▶ [What is required]: Filter the entries below, keeping every line that has the word "React".

▶ [Entries supplied]:
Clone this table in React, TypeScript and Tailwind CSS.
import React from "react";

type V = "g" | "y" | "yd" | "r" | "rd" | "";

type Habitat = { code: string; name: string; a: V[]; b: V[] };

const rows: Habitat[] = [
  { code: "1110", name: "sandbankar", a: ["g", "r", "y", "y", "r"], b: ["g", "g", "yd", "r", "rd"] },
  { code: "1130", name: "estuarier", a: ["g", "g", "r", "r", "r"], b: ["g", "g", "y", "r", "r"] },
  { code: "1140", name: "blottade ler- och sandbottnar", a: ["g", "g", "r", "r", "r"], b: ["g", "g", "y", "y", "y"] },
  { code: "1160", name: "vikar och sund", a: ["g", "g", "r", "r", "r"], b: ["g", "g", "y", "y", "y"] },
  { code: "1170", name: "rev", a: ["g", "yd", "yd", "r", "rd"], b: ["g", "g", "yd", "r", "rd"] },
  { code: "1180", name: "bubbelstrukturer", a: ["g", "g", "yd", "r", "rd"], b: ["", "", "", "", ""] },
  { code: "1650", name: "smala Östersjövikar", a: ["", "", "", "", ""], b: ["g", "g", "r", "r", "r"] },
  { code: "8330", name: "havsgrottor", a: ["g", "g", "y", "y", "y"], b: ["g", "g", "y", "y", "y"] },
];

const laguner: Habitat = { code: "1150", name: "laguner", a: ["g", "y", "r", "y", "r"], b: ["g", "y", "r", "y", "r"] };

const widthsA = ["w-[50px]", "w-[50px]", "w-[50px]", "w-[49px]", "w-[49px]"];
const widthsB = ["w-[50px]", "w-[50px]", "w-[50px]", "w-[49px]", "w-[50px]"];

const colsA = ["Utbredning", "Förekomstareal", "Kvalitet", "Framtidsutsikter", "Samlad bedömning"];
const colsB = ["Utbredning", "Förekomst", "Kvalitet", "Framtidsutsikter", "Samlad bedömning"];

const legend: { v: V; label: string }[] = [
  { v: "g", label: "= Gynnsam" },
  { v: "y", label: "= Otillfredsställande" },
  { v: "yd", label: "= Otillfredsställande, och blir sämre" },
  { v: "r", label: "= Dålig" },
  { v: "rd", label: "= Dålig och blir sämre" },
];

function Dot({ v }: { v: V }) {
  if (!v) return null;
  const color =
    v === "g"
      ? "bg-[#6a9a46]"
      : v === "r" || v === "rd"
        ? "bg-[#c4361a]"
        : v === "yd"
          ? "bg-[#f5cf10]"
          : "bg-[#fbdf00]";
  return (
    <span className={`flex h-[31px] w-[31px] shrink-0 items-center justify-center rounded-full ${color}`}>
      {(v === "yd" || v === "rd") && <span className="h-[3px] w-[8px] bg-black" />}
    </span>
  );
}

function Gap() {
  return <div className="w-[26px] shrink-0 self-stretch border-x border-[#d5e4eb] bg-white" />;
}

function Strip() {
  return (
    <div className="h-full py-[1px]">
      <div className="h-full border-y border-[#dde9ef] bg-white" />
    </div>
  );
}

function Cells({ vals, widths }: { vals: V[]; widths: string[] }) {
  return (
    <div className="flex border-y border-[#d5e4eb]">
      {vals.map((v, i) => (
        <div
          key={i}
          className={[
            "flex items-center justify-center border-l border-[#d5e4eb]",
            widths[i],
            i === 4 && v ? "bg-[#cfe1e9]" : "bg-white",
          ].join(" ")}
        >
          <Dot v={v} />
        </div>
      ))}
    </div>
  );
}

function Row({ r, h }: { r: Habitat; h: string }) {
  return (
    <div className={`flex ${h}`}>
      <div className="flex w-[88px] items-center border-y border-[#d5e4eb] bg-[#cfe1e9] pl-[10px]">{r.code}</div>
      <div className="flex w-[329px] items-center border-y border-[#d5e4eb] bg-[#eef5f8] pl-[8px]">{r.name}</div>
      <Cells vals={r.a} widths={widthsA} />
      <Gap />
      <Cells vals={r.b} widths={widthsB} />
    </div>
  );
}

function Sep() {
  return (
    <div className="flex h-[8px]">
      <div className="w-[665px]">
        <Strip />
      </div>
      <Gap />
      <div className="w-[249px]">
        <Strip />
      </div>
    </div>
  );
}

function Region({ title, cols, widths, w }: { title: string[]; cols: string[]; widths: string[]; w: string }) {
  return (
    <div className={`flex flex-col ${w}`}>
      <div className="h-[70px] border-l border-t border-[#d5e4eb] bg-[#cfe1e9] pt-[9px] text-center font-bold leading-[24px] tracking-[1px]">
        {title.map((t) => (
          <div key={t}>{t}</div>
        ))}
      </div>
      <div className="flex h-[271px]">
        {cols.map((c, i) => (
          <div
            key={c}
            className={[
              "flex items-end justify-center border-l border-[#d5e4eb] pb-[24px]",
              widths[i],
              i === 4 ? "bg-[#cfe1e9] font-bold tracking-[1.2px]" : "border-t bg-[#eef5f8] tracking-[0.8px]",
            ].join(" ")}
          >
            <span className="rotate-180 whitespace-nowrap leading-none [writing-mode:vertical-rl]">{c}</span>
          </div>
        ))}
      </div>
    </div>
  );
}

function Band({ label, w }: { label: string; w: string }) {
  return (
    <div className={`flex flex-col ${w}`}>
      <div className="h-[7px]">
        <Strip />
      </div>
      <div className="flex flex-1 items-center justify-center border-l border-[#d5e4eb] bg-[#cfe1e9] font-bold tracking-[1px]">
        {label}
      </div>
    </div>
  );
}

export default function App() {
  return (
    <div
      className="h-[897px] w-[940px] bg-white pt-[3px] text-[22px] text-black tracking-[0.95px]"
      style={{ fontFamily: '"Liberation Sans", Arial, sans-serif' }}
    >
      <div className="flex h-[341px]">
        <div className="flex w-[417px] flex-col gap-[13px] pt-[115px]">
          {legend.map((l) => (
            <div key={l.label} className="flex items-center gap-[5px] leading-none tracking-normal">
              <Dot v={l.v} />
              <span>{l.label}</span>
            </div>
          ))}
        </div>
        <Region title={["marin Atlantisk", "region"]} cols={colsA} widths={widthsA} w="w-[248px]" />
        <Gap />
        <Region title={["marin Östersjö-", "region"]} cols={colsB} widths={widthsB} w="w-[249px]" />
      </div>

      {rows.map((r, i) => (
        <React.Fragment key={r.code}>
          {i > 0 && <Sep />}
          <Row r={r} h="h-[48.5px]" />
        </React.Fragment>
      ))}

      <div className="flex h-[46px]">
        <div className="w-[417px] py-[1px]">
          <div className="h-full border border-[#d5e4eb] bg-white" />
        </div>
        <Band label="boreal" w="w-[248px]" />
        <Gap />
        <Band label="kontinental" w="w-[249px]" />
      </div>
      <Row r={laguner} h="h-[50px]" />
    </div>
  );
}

---

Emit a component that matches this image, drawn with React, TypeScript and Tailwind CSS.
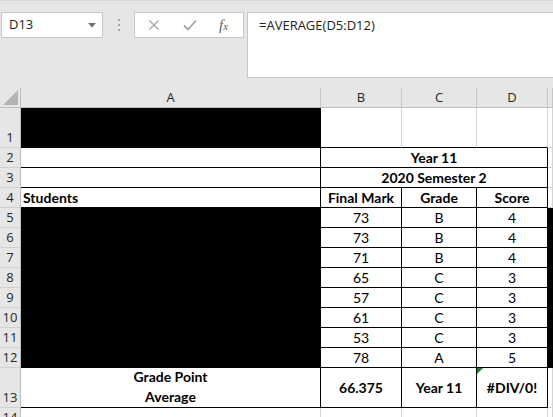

▶ [Correct output]:
Clone this table in React, TypeScript and Tailwind CSS.
import React from "react";
        <React.Fragment key={r.code}>
        </React.Fragment>
Emit a component that matches this image, drawn with React, TypeScript and Tailwind CSS.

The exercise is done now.